Ah, but you had to find a workload that could make them both reach that number, and then limit them to it. So, what you really mean is that you can create a scenario in which the Intel CPU isn't generating more heat, but runs at cooler temps (due to things like fewer bottlenecks at the junction between the die and IHS).
Man it's not complicated. If my single tower air cooler u12a can dissipate 330 watts on a 14900k and only 200 watts on a 7950x, it's blatantly obvious that intel chips are easier to cool.
 
As I've pointed out before, that "Applications" metric averages over both lightly-threaded and heavily-threaded apps! It won't be terribly good at predicting either one, which is why I think Toms and ComputerBase have the right idea by using two separate metrics
Isn't that how people use their PC's?
 
I'm pretty confident that eg. a 14900t is vastly more efficient than the 7950x.
But also slower. You cannot separate the the matter of performance and efficiency. The i9-14900T shouldn't be compared to the R9 7950X, because they differ so drastically in both performance and efficiency! Nobody who's in the market for one would also be considering the other.

I've talked about this before, as a "mismatched comparison" that you seem to like making.
 
Not sure if trolling or not understanding words.

Thermal Efficiency != Power Efficiency

A thermally efficient "thing" would be able to move a lot of heat with very little "something" (dissipation area, conductive material, etc; smaller cooler can move the same as a less thermally efficient thing with a bigger cooler, for example, and even then there's a few caveats).

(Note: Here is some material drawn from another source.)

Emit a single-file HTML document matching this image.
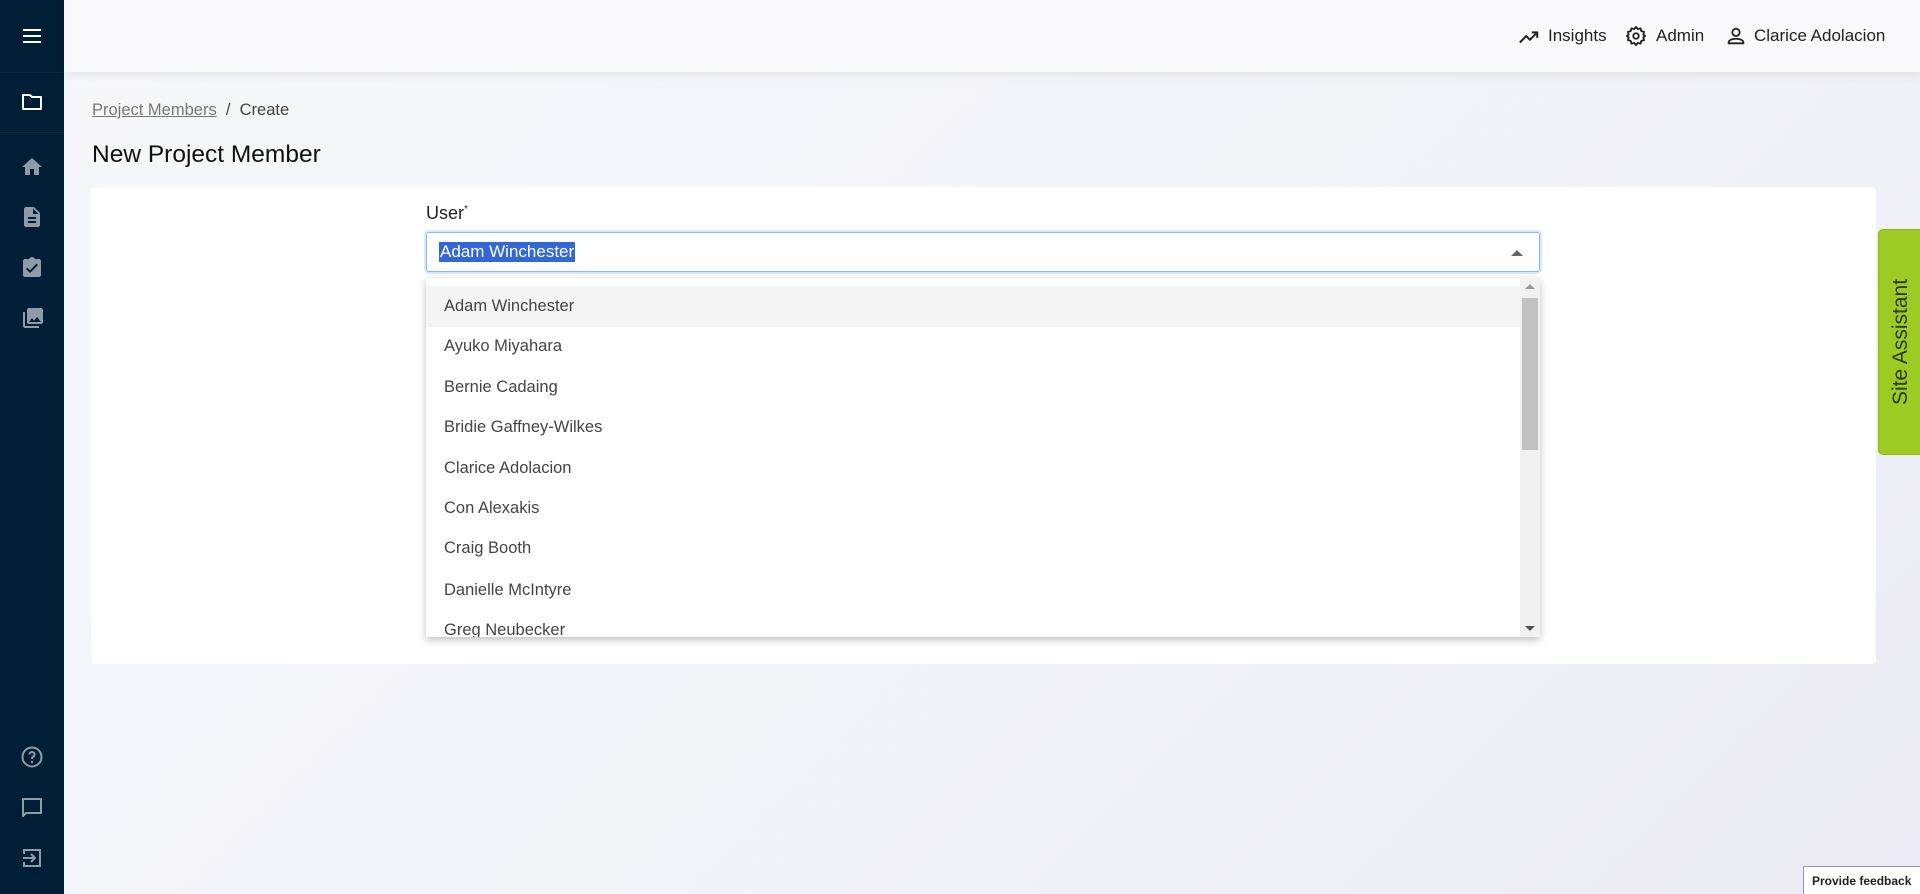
<!DOCTYPE html>
<html><head><meta charset="utf-8"><style>
*{box-sizing:border-box;margin:0;padding:0}
body{width:1920px;height:894px;overflow:hidden;font-family:"Liberation Sans",sans-serif;background:linear-gradient(135deg,#f6f7fb 0%,#f2f3f8 60%,#ebeaf4 100%);position:relative}
.side{position:absolute;left:0;top:0;width:64px;height:894px;background:#001e36}
.side .sep{position:absolute;left:0;width:64px;height:1px;background:#0b2a42}
.ic{position:absolute;left:20px}
.hdr{position:absolute;left:64px;top:0;right:0;height:72px;background:#f9f9fc;box-shadow:0 3px 10px rgba(0,0,0,.07)}
.hi{position:absolute;top:26px;font-size:17px;color:#222}
.crumb{position:absolute;left:92px;top:101px;font-size:16.5px;color:#444}
.crumb u{color:#777}
h1{position:absolute;left:92px;top:141px;font-size:24.5px;font-weight:normal;color:#111}
.card{position:absolute;left:91px;top:187px;width:1785px;height:477px;background:#fff;border-radius:4px}
.lbl{position:absolute;left:426px;top:203px;font-size:18px;color:#222}
.inp{position:absolute;left:426px;top:232px;width:1114px;height:40px;border:1px solid #86b7fe;border-radius:3px;box-shadow:0 0 0 2px #d8e8fe}
.inp span{position:absolute;left:12px;top:9px;background:#3367d6;color:#fff;font-size:17px;padding:0 1px;line-height:20px}
.inp i{position:absolute;right:16px;top:17px;border-left:6px solid transparent;border-right:6px solid transparent;border-bottom:6px solid #666}
.dd{position:absolute;left:426px;top:278px;width:1114px;height:359px;background:#fff;box-shadow:0 3px 8px rgba(0,0,0,.25);overflow:hidden}
.row{position:absolute;left:0;width:1094px;height:41px;font-size:16.5px;color:#444;padding-left:18px;line-height:41px}
.sb{position:absolute;right:0;top:0;width:20px;height:359px;background:#f1f1f1}
.sa{position:absolute;left:1878px;top:229px;width:46px;height:226px;background:#9ecb23;border-radius:5px 0 0 5px;border:1px solid #8cb81a}
.sa span{position:absolute;left:50%;top:50%;transform:translate(-50%,-50%) rotate(-90deg);font-size:21px;color:#2b3a10;white-space:nowrap}
.fb{position:absolute;left:1803px;top:866px;width:117px;height:28px;background:#fff;border:1px solid #999;border-bottom:none;border-right:none;font-size:12px;color:#222;padding:7px 0 0 8px;font-weight:bold}
</style></head><body>
<div class="side">
<div class="sep" style="top:72px"></div><div class="sep" style="top:132px"></div>
<svg class="ic" style="top:24px" width="24" height="24" viewBox="0 0 24 24"><path d="M3 6h18M3 12h18M3 18h18" stroke="#fff" stroke-width="2"/></svg>
<svg class="ic" style="top:90px" width="24" height="24" viewBox="0 0 24 24"><path d="M3 5h7l2 2h9v12H3z" fill="none" stroke="#fff" stroke-width="2" stroke-linejoin="round"/></svg>
<svg class="ic" style="top:155px" width="24" height="24" viewBox="0 0 24 24"><path d="M10 20v-6h4v6h5v-8h3L12 3 2 12h3v8z" fill="#8f9ca8"/></svg>
<svg class="ic" style="top:205px" width="24" height="24" viewBox="0 0 24 24"><path d="M14 2H6c-1 0-2 1-2 2v16c0 1 1 2 2 2h12c1 0 2-1 2-2V8zm2 16H8v-2h8zm0-4H8v-2h8zm-3-5V3.5L18.5 9z" fill="#8f9ca8"/></svg>
<svg class="ic" style="top:256px" width="24" height="24" viewBox="0 0 24 24"><path d="M19 3h-4.2C14.4 1.8 13.3 1 12 1s-2.4.8-2.8 2H5c-1.1 0-2 .9-2 2v14c0 1.1.9 2 2 2h14c1.1 0 2-.9 2-2V5c0-1.1-.9-2-2-2zm-9 14-4-4 1.4-1.4 2.6 2.6 6.6-6.6L18 9z" fill="#8f9ca8"/></svg>
<svg class="ic" style="top:306px" width="26" height="24" viewBox="0 0 24 24"><path d="M22 16V4c0-1.1-.9-2-2-2H8c-1.1 0-2 .9-2 2v12c0 1.1.9 2 2 2h12c1.1 0 2-.9 2-2zm-11-4 2 2.7 3-3.7 4 5H8zM2 6v14c0 1.1.9 2 2 2h14v-2H4V6z" fill="#8f9ca8"/></svg>
<svg class="ic" style="top:745px" width="24" height="24" viewBox="0 0 24 24"><circle cx="12" cy="12" r="9.5" fill="none" stroke="#8f9ca8" stroke-width="2"/><path d="M9.5 9.5a2.5 2.5 0 1 1 3.5 2.3c-.7.4-1 .9-1 1.7v.5" fill="none" stroke="#8f9ca8" stroke-width="2"/><circle cx="12" cy="17" r="1.2" fill="#8f9ca8"/></svg>
<svg class="ic" style="top:796px" width="24" height="24" viewBox="0 0 24 24"><path d="M3 3h18v14H6l-3 3z" fill="none" stroke="#8f9ca8" stroke-width="2" stroke-linejoin="round"/></svg>
<svg class="ic" style="top:846px" width="24" height="24" viewBox="0 0 24 24"><path d="M4 8V4h16v16H4v-4M3 12h12M11 8l4 4-4 4" fill="none" stroke="#8f9ca8" stroke-width="2"/></svg>
</div>
<div class="hdr">
<svg style="position:absolute;left:1454px;top:26px" width="22" height="22" viewBox="0 0 24 24"><path d="M2 18l7-7 4 4 8-8M15 7h6v6" fill="none" stroke="#222" stroke-width="2.2"/></svg>
<div class="hi" style="left:1484px">Insights</div>
<svg style="position:absolute;left:1561px;top:25px" width="22" height="22" viewBox="0 0 24 24"><circle cx="12" cy="12" r="3" fill="none" stroke="#222" stroke-width="2"/><path d="M12 2l2 2.5 3-.8.8 3 3 .8-.8 3L22 12l-2 1.5.8 3-3 .8-.8 3-3-.8L12 22l-2-2.5-3 .8-.8-3-3-.8.8-3L2 12l2-1.5-.8-3 3-.8.8-3 3 .8z" fill="none" stroke="#222" stroke-width="2" stroke-linejoin="round"/></svg>
<div class="hi" style="left:1592px">Admin</div>
<svg style="position:absolute;left:1661px;top:25px" width="22" height="22" viewBox="0 0 24 24"><circle cx="12" cy="8" r="4" fill="none" stroke="#222" stroke-width="2"/><path d="M4 20v-1c0-2.5 4-4 8-4s8 1.5 8 4v1z" fill="none" stroke="#222" stroke-width="2"/></svg>
<div class="hi" style="left:1690px">Clarice Adolacion</div>
</div>
<div class="crumb"><u>Project Members</u> &nbsp;/&nbsp; Create</div>
<h1>New Project Member</h1>
<div class="card"></div>
<div class="lbl">User<sup style="font-size:10px">*</sup></div>
<div class="inp"><span>Adam Winchester</span><i></i></div>
<div class="dd">
<div class="row" style="top:8px;background:#f4f4f4">Adam Winchester</div>
<div class="row" style="top:48px">Ayuko Miyahara</div>
<div class="row" style="top:89px">Bernie Cadaing</div>
<div class="row" style="top:129px">Bridie Gaffney-Wilkes</div>
<div class="row" style="top:170px">Clarice Adolacion</div>
<div class="row" style="top:210px">Con Alexakis</div>
<div class="row" style="top:250px">Craig Booth</div>
<div class="row" style="top:292px">Danielle McIntyre</div>
<div class="row" style="top:332px">Greg Neubecker</div>
<div class="sb"><div style="position:absolute;left:2px;top:20px;width:16px;height:152px;background:#c1c1c1"></div>
<i style="position:absolute;left:5px;top:6px;border-left:5px solid transparent;border-right:5px solid transparent;border-bottom:5px solid #999"></i>
<i style="position:absolute;left:5px;bottom:6px;border-left:5px solid transparent;border-right:5px solid transparent;border-top:5px solid #555"></i></div>
</div>
<div class="sa"><span>Site Assistant</span></div>
<div class="fb">Provide feedback</div>
</body></html>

A power efficient CPU will do more work (have better performance) at the same power target, which is independent from temperature achieved. Temperature is a direct consequence of the power used and how you're measuring said temperature. There's a whole interview with an Intel engineer that tries to explain how measuring the temperature in a modern CPU is really hard, so what you get is a rough approximation to what it should be.

AMD's IHS is shameful (hence they're improving it, allegedly) as it brings the thermal efficiency down a lot, but the power efficiency of AMD is still way better than Intel in most power targets that matter for consumers and data centers. This is not up for discussion anymore. It's a proven fact, no matter how colourful of an interpretation anyone wants to give to the data provided.

Regards.
 
But also slower. You cannot separate the the matter of performance and efficiency. The i9-14900T shouldn't be compared to the R9 7950X, because they differ so drastically in both performance and efficiency! Nobody who's in the market for one would also be considering the other.

I've talked about this before, as a "mismatched comparison" that you seem to like making.
But you don't seem to bother when the mismatched comparisons are done the other way, do you? I agree ISO power are the only relevant comparisons - the problem is when you do that Intel wins, in both MT and ST efficiency - in the vast majority of segments. That's just a fact.